En science politique, le jeu permet de sortir d'une théorie abstraite, de comprendre vraiment les implications de la négociation. Le jeu réunissant des étudiants de Masters, donc de bagages différents, ayant des façons de se positionner différemment, cela permet de construire ensemble une solution à partir de bagages théoriques différents. Est mise en avant aussi la satisfaction d'un groupe construit en une journée pour arriver à une solution, même si le cadre est fictif, même si cela demande un fort investissement des étudiants, en particulier en temps de recherche. Enfin, cette expérience marque les étudiants qui sont contents de retrouver des situations proches de ce qui sera leur vie professionnelle. 

Réalité ou fiction pour cadre du jeu ? 

Le défi est de ne pas rendre le jeu trop artificiel, de rendre crédible la situation, mais aussi de faire ressentir une atmosphère, un climat parfois chargé d’émotions. Que le cadre soit réel ou fictif, les mécanismes à étudier, à mobiliser sont les mêmes. 
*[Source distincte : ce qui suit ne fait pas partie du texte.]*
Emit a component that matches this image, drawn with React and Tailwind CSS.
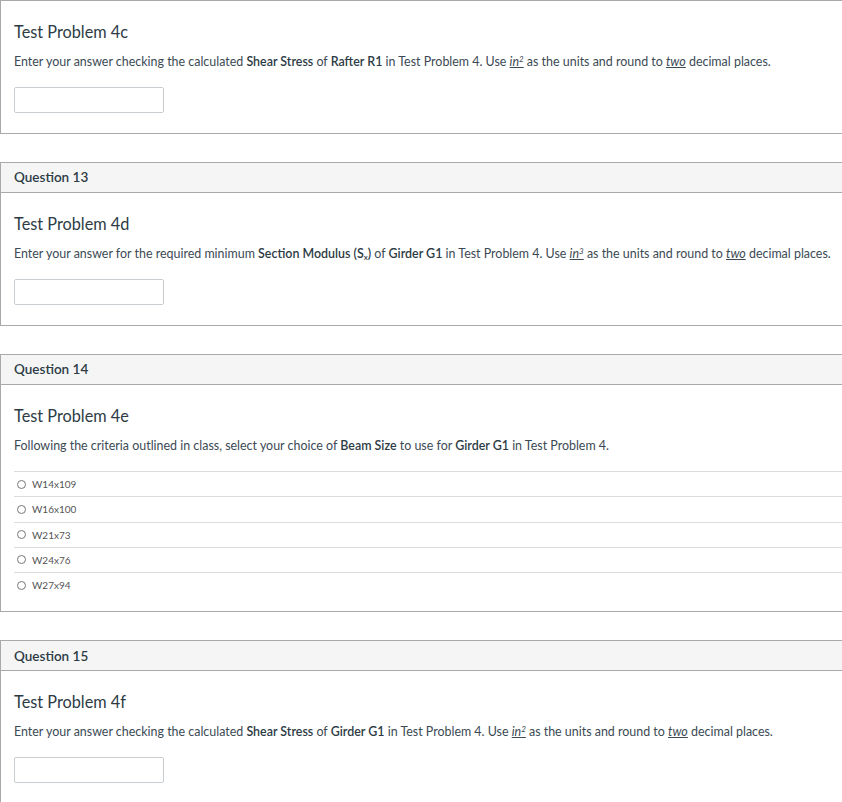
import React from "react";

const font = { fontFamily: "Lato, 'Noto Sans', sans-serif" };

function Units({ power }) {
  return (
    <span className="italic underline">
      in<sup className="text-[8px]">{power}</sup>
    </span>
  );
}

function AnswerInput() {
  return (
    <input
      type="text"
      className="mt-[16px] block h-[26px] w-[150px] rounded-[2px] border border-[#c7cdd1] bg-white px-2 text-sm outline-none"
    />
  );
}

function Body({ title, children, pb = "pb-[20px]" }) {
  return (
    <div className={`px-[13px] pt-[21px] ${pb}`}>
      <h2 className="text-[16.3px] leading-[20px] text-[#2d3b45]">{title}</h2>
      <div className="mt-[11px] text-[12.45px] leading-[18px] text-[#3b4a54]">{children}</div>
    </div>
  );
}

function Header({ label }) {
  return (
    <div className="flex h-[30px] items-center border-b border-[#a9a9a9] bg-[#f5f5f5] px-[13px] text-[13.5px] font-semibold text-[#2d3b45]">
      {label}
    </div>
  );
}

function Panel({ label, children }) {
  return (
    <div className="w-[880px] border border-[#a9a9a9] bg-white">
      {label && <Header label={label} />}
      {children}
    </div>
  );
}

const B = ({ children }) => <b className="font-semibold text-[#2d3b45]">{children}</b>;

const sizes = ["W14x109", "W16x100", "W21x73", "W24x76", "W27x94"];

export default function App() {
  return (
    <div className="w-[842px] h-[802px] overflow-hidden bg-white" style={font}>
      <div className="flex flex-col gap-[28px]">
        <Panel>
          <Body title="Test Problem 4c">
            <p>
              Enter your answer checking the calculated <B>Shear Stress</B> of <B>Rafter R1</B> in Test Problem 4. Use{" "}
              <Units power="2" /> as the units and round to <span className="italic underline">two</span> decimal places.
            </p>
            <AnswerInput />
          </Body>
        </Panel>

        <Panel label="Question 13">
          <Body title="Test Problem 4d">
            <p>
              Enter your answer for the required minimum{" "}
              <B>
                Section Modulus (S<sub className="text-[8px]">x</sub>)
              </B>{" "}
              of <B>Girder G1</B> in Test Problem 4. Use <Units power="3" /> as the units and round to{" "}
              <span className="italic underline">two</span> decimal places.
            </p>
            <AnswerInput />
          </Body>
        </Panel>

        <Panel label="Question 14">
          <Body title="Test Problem 4e" pb="pb-[14px]">
            <p>
              Following the criteria outlined in class, select your choice of <B>Beam Size</B> to use for{" "}
              <B>Girder G1</B> in Test Problem 4.
            </p>
            <div className="mt-[16px]">
              {sizes.map((s) => (
                <label
                  key={s}
                  className="flex h-[25.25px] items-center gap-[6px] border-t border-[#dcdcdc] pl-[3px] text-[10px] text-[#555]"
                >
                  <span className="h-[9px] w-[9px] rounded-full border border-[#777] bg-white" />
                  {s}
                </label>
              ))}
            </div>
          </Body>
        </Panel>

        <Panel label="Question 15">
          <Body title="Test Problem 4f" pb="pb-[30px]">
            <p>
              Enter your answer checking the calculated <B>Shear Stress</B> of <B>Girder G1</B> in Test Problem 4. Use{" "}
              <Units power="2" /> as the units and round to <span className="italic underline">two</span> decimal places.
            </p>
            <AnswerInput />
          </Body>
        </Panel>
      </div>
    </div>
  );
}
Yves BUCHET DE NEUILLY a une préférence pour un scénario proche du réel qui permet aux étudiants parfois de trouver des éléments réels complémentaires. Quand le cadre est fictif, il faut un scenario avec assez de profondeur.  
Néanmoins cela permet de réduire et de cibler un enjeu. Il est aussi possible d'enrichir ce monde, voire de donner créer un cadre fictif très proche du réel, voire transparent (par exemple avec le cadre d’un conflit minier au « Zongo »).